ANHEUSER-BUSCH, LLC v. ATLAS INDUS. HOLDINGS, LLC

United States District Court, Southern District of Ohio (2017)

Facts

Issue

Holding — Smith, J.

Rule

Reasoning

Deep Dive: How the Court Reached Its Decision

Interpretation of the Master Project Agreement

The court began its reasoning by examining the relevant provisions of the Master Project Agreement, particularly focusing on the section related to "All Risk Builder's Risk Insurance." The court noted that under Missouri law, which governed the contract, the interpretation of contractual language relies on the plain and ordinary meaning of the words used. The specific language required Anheuser-Busch to purchase insurance that covered direct damage to parts of structures being altered as part of Atlas's work. The court found that Atlas's task of removing rusted angle iron and obsolete brackets from the pasteurizer constituted an alteration because it involved modifying components attached to the pasteurizer. The court emphasized that the removal of these components, regardless of how minor it might seem, fell within the contract's definition of alteration, thereby triggering Anheuser-Busch's obligation to procure insurance coverage. Thus, the court concluded that Atlas had sufficiently alleged that its work was indeed an alteration under the agreement, making the insurance provision applicable.
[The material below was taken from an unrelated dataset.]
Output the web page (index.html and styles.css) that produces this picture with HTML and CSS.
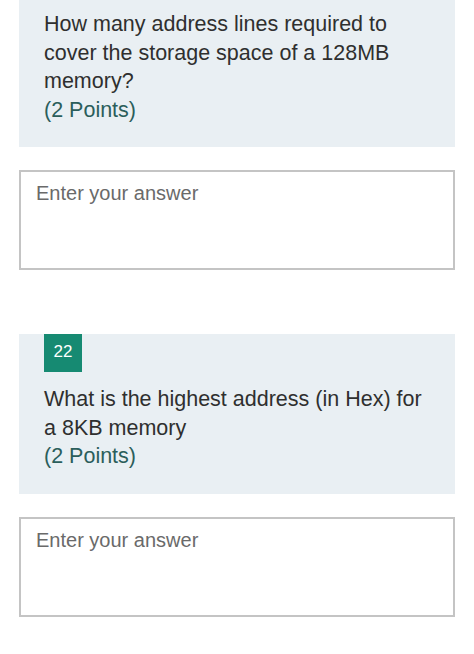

Scope of Insurance Coverage

In addressing the scope of the insurance coverage required by the Master Project Agreement, the court acknowledged the competing interpretations of both parties. Anheuser-Busch argued that the insurance coverage was limited to the angle iron and brackets specifically removed by Atlas and did not extend to damages involving the pasteurizer or the brewery itself. In contrast, Atlas contended that the damages incurred were directly related to the alteration of the pasteurizer, thus warranting broader coverage. The court determined that the language of the insurance provision indicated coverage for "direct damage to that part of the structure" which Atlas was altering, rather than merely covering the parts being removed. It recognized that while the Master Project Agreement did not require coverage for all damages incurred, it did imply that some damage directly related to the alteration was covered. The court thus positioned the insurance coverage as extending to at least some damages incurred by Anheuser-Busch as a result of Atlas's work, but not to the entire building.

Ripeness of the Counterclaim

The court next evaluated the ripeness of Atlas's counterclaim, which sought a declaratory judgment regarding Anheuser-Busch's obligation to obtain insurance coverage. Anheuser-Busch contended that the counterclaim was premature because there had been no definitive coverage determination made by its insurer, Lexington, nor had any rights of subrogation been asserted against Atlas. However, Atlas argued that the claim was ripe since it arose from Anheuser-Busch's alleged breach of the Master Project Agreement by initiating a lawsuit against Atlas. The court agreed with Atlas, concluding that the counterclaim was indeed ripe for consideration. It clarified that the court could declare the rights and responsibilities of the parties under the Master Project Agreement, regardless of the outcome of the pending insurance coverage determination. This rationale established that the legal relationship and responsibilities between Anheuser-Busch and Atlas could be addressed independently of the insurance aspects, leading the court to hold that the counterclaim was appropriate for adjudication.

Conclusion of the Court

Ultimately, the U.S. District Court for the Southern District of Ohio denied in part and granted in part Anheuser-Busch's motion to dismiss Atlas's counterclaim. The court confirmed that Anheuser-Busch was contractually obligated to obtain insurance coverage for damages arising from Atlas's work, specifically those directly linked to the alterations made to the pasteurizer. Additionally, the court ruled that Atlas's counterclaim was ripe for judicial review, enabling the court to address the rights and obligations of both parties under the Master Project Agreement. This decision underscored the court's commitment to resolving the contractual issues at hand, irrespective of the unresolved insurance claims with Lexington. By interpreting the contractual language and assessing the ripeness of the claims, the court effectively clarified the responsibilities of the parties involved in the dispute.